[WHAT IS REQUIRED]
Extract the whole listing as it stands. Do not include the pictures.

[PROVIDED DATA]
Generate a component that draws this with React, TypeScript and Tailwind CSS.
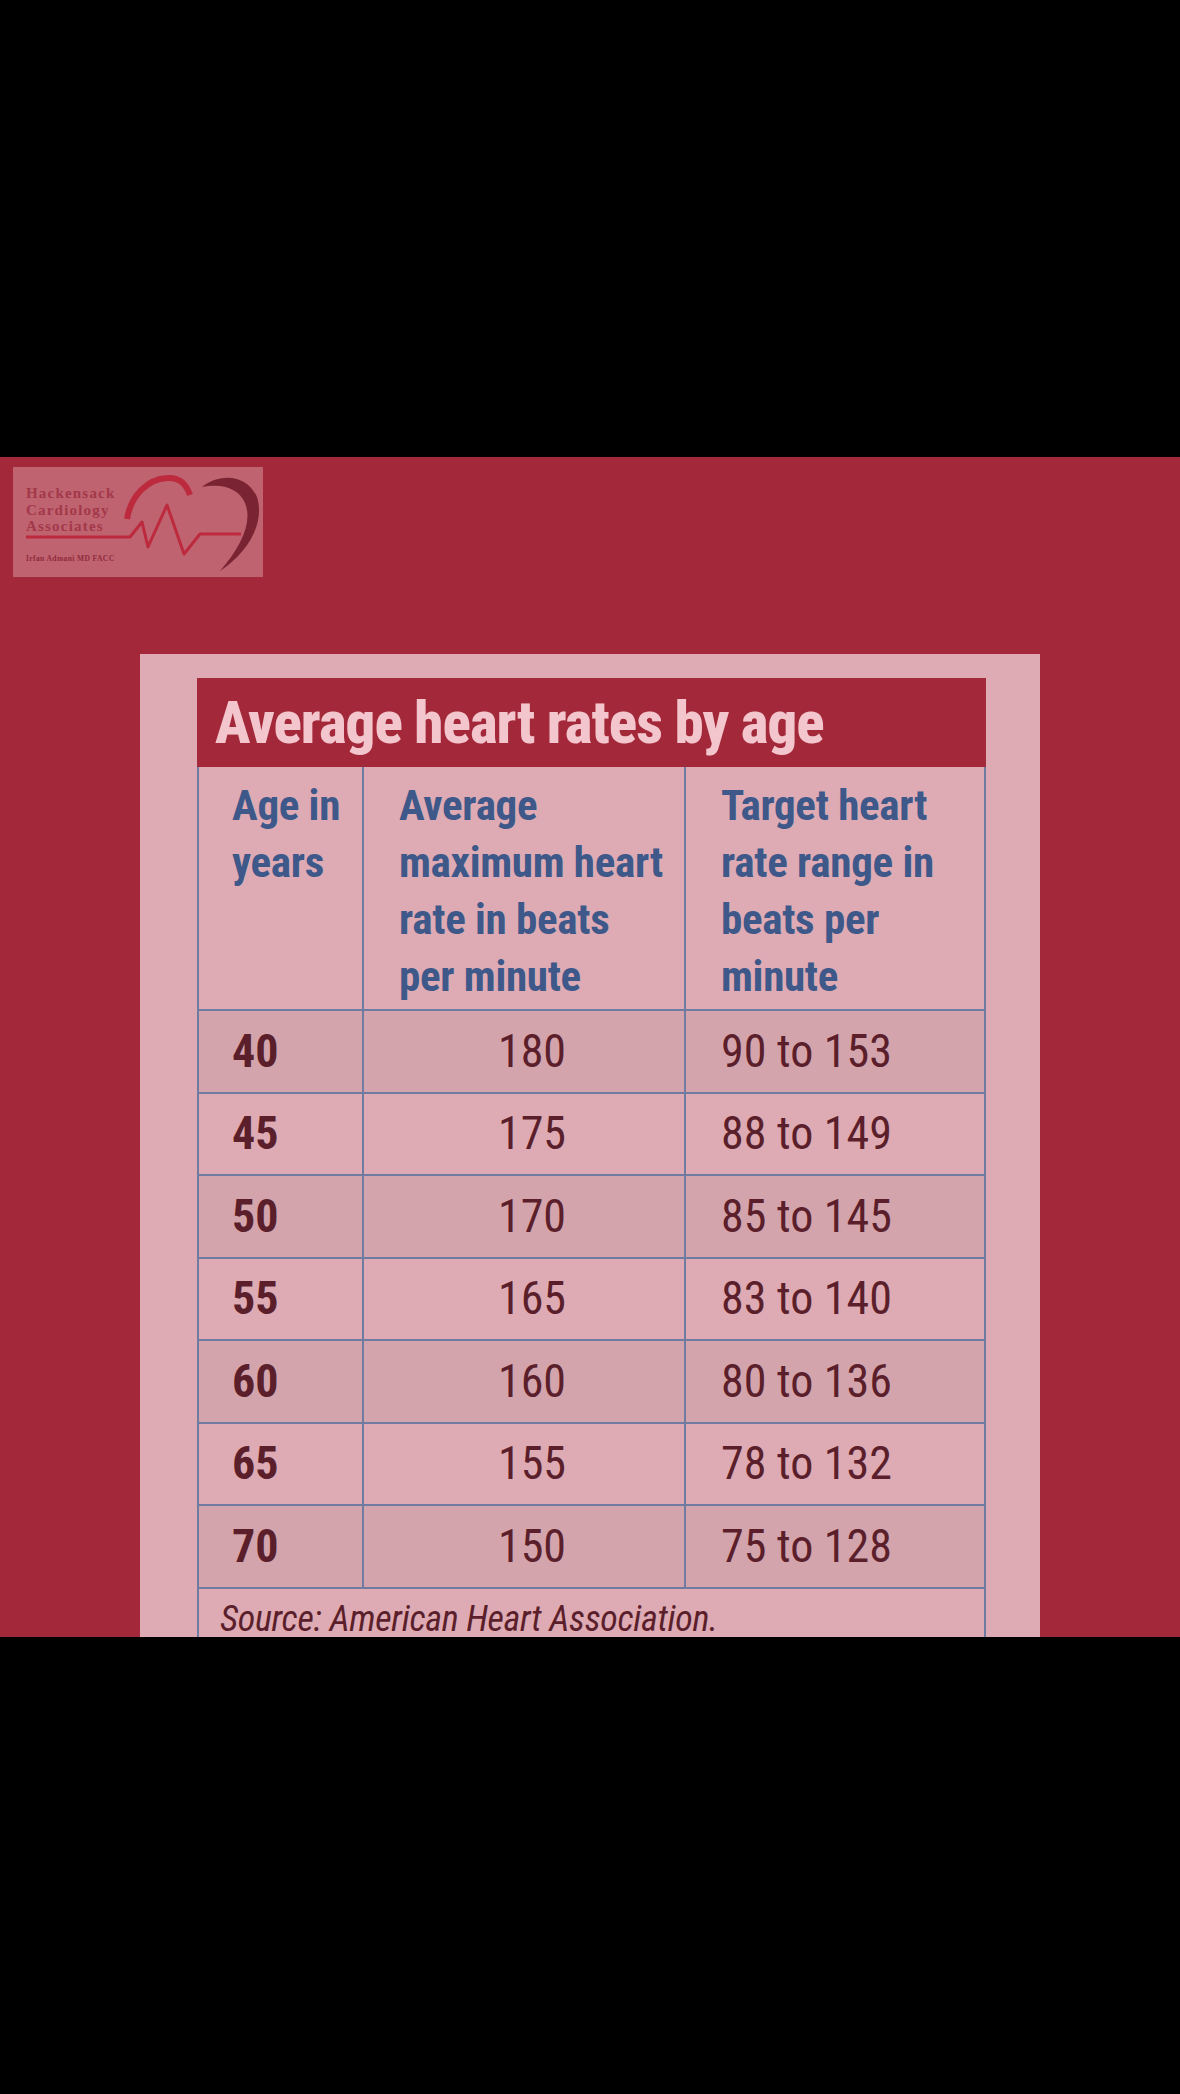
const rows: [string, string, string][] = [
  ['40', '180', '90 to 153'],
  ['45', '175', '88 to 149'],
  ['50', '170', '85 to 145'],
  ['55', '165', '83 to 140'],
  ['60', '160', '80 to 136'],
  ['65', '155', '78 to 132'],
  ['70', '150', '75 to 128'],
];

const narrow = "font-['Liberation_Sans_Narrow','Arial_Narrow','Roboto_Condensed',sans-serif]";

function Logo() {
  return (
    <div className="relative w-[250px] h-[110px] bg-[#bf6370] font-['Liberation_Serif',serif] text-[#a3384a]">
      <svg className="absolute inset-0" width="250" height="110" viewBox="0 0 250 110" fill="none">
        <path d="M13 70 H117 L129 55 L135 80 L154 38 L171 87 L187 67 H228" stroke="#bd2a3e" strokeWidth="3" strokeLinejoin="round" />
        <path d="M114 52 C118 28 135 12 154 11 C165 10 173 16 177 28" stroke="#bd2a3e" strokeWidth="6" />
        <path d="M189 20 C203 8 232 4 244 30 C252 55 236 85 207 104 C228 80 240 55 232 36 C226 22 210 16 189 20 Z" fill="#7a2433" />
      </svg>
      <div className="relative pl-[13px] pt-[18px] text-[15px] leading-[16.5px] font-bold tracking-[1.2px]">
        <div>Hackensack</div>
        <div>Cardiology</div>
        <div>Associates</div>
      </div>
      <div className="relative pl-[13px] mt-[19px] text-[7.5px] leading-[10px] font-bold tracking-[0.4px] text-[#8f2b3c]">
        Irfan Admani MD FACC
      </div>
    </div>
  );
}

export default function App() {
  return (
    <div className="w-[1180px] h-[2094px] bg-black flex flex-col">
      <div className="h-[457px] shrink-0" />
      <div className="h-[1180px] shrink-0 bg-[#a3293a] overflow-hidden flex flex-col">
        <div className="pl-[13px] pt-[10px]">
          <Logo />
        </div>
        <div className={`ml-[140px] mt-[77px] w-[900px] bg-[#deabb4] pl-[57px] pt-[24px] pb-[40px] ${narrow}`}>
          <div className="w-[789px]">
            <div className="h-[89px] bg-[#a3293a] pl-[18px] text-[59px] leading-[89px] font-extrabold text-[#f3c6cd] tracking-[-1px]">
              Average heart rates by age
            </div>
            <div className="border-x-2 border-[#6f7ba1]">
              <div className="grid grid-cols-[165px_322px_1fr] h-[244px] border-b-2 border-[#6f7ba1] text-[43px] leading-[57px] font-bold text-[#3d5889] tracking-[-0.3px]">
                <div className="border-r-2 border-[#6f7ba1] pl-[33px] pt-[10px]">Age in<br />years</div>
                <div className="border-r-2 border-[#6f7ba1] pl-[35px] pt-[10px]">Average<br />maximum heart<br />rate in beats<br />per minute</div>
                <div className="pl-[35px] pt-[10px]">Target heart<br />rate range in<br />beats per<br />minute</div>
              </div>
              {rows.map(([age, max, range], i) => (
                <div
                  key={age}
                  className={`grid grid-cols-[165px_322px_1fr] h-[82.5px] border-b-2 border-[#6f7ba1] text-[46px] text-[#5b1f2b] ${i % 2 === 0 ? 'bg-[#d4a4ad]' : ''}`}
                >
                  <div className="border-r-2 border-[#6f7ba1] pl-[33px] flex items-center font-bold">{age}</div>
                  <div className="border-r-2 border-[#6f7ba1] pl-[16px] flex items-center justify-center">{max}</div>
                  <div className="pl-[35px] flex items-center">{range}</div>
                </div>
              ))}
              <div className="h-[80px] pl-[21px] pt-[10px] text-[36px] leading-[40px] italic text-[#5b1f2b] tracking-[-0.3px]">
                Source: American Heart Association.
              </div>
            </div>
          </div>
        </div>
      </div>
      <div className="flex-1" />
    </div>
  );
}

[RESULT OF THE TASK]
Generate a component that draws this with React, TypeScript and Tailwind CSS.
const rows: [string, string, string][] = [
  ['40', '180', '90 to 153'],
  ['45', '175', '88 to 149'],
  ['50', '170', '85 to 145'],
  ['55', '165', '83 to 140'],
  ['60', '160', '80 to 136'],
  ['65', '155', '78 to 132'],
  ['70', '150', '75 to 128'],
];

const narrow = "font-['Liberation_Sans_Narrow','Arial_Narrow','Roboto_Condensed',sans-serif]";

function Logo() {
  return (
    <div className="relative w-[250px] h-[110px] bg-[#bf6370] font-['Liberation_Serif',serif] text-[#a3384a]">
      <svg className="absolute inset-0" width="250" height="110" viewBox="0 0 250 110" fill="none">
        <path d="M13 70 H117 L129 55 L135 80 L154 38 L171 87 L187 67 H228" stroke="#bd2a3e" strokeWidth="3" strokeLinejoin="round" />
        <path d="M114 52 C118 28 135 12 154 11 C165 10 173 16 177 28" stroke="#bd2a3e" strokeWidth="6" />
        <path d="M189 20 C203 8 232 4 244 30 C252 55 236 85 207 104 C228 80 240 55 232 36 C226 22 210 16 189 20 Z" fill="#7a2433" />
      </svg>
      <div className="relative pl-[13px] pt-[18px] text-[15px] leading-[16.5px] font-bold tracking-[1.2px]">
        <div>Hackensack</div>
        <div>Cardiology</div>
        <div>Associates</div>
      </div>
      <div className="relative pl-[13px] mt-[19px] text-[7.5px] leading-[10px] font-bold tracking-[0.4px] text-[#8f2b3c]">
        Irfan Admani MD FACC
      </div>
    </div>
  );
}

export default function App() {
  return (
    <div className="w-[1180px] h-[2094px] bg-black flex flex-col">
      <div className="h-[457px] shrink-0" />
      <div className="h-[1180px] shrink-0 bg-[#a3293a] overflow-hidden flex flex-col">
        <div className="pl-[13px] pt-[10px]">
          <Logo />
        </div>
        <div className={`ml-[140px] mt-[77px] w-[900px] bg-[#deabb4] pl-[57px] pt-[24px] pb-[40px] ${narrow}`}>
          <div className="w-[789px]">
            <div className="h-[89px] bg-[#a3293a] pl-[18px] text-[59px] leading-[89px] font-extrabold text-[#f3c6cd] tracking-[-1px]">
              Average heart rates by age
            </div>
            <div className="border-x-2 border-[#6f7ba1]">
              <div className="grid grid-cols-[165px_322px_1fr] h-[244px] border-b-2 border-[#6f7ba1] text-[43px] leading-[57px] font-bold text-[#3d5889] tracking-[-0.3px]">
                <div className="border-r-2 border-[#6f7ba1] pl-[33px] pt-[10px]">Age in<br />years</div>
                <div className="border-r-2 border-[#6f7ba1] pl-[35px] pt-[10px]">Average<br />maximum heart<br />rate in beats<br />per minute</div>
                <div className="pl-[35px] pt-[10px]">Target heart<br />rate range in<br />beats per<br />minute</div>
              </div>
              {rows.map(([age, max, range], i) => (
                <div
                  key={age}
                  className={`grid grid-cols-[165px_322px_1fr] h-[82.5px] border-b-2 border-[#6f7ba1] text-[46px] text-[#5b1f2b] ${i % 2 === 0 ? 'bg-[#d4a4ad]' : ''}`}
                >
                  <div className="border-r-2 border-[#6f7ba1] pl-[33px] flex items-center font-bold">{age}</div>
                  <div className="border-r-2 border-[#6f7ba1] pl-[16px] flex items-center justify-center">{max}</div>
                  <div className="pl-[35px] flex items-center">{range}</div>
                </div>
              ))}
              <div className="h-[80px] pl-[21px] pt-[10px] text-[36px] leading-[40px] italic text-[#5b1f2b] tracking-[-0.3px]">
                Source: American Heart Association.
              </div>
            </div>
          </div>
        </div>
      </div>
      <div className="flex-1" />
    </div>
  );
}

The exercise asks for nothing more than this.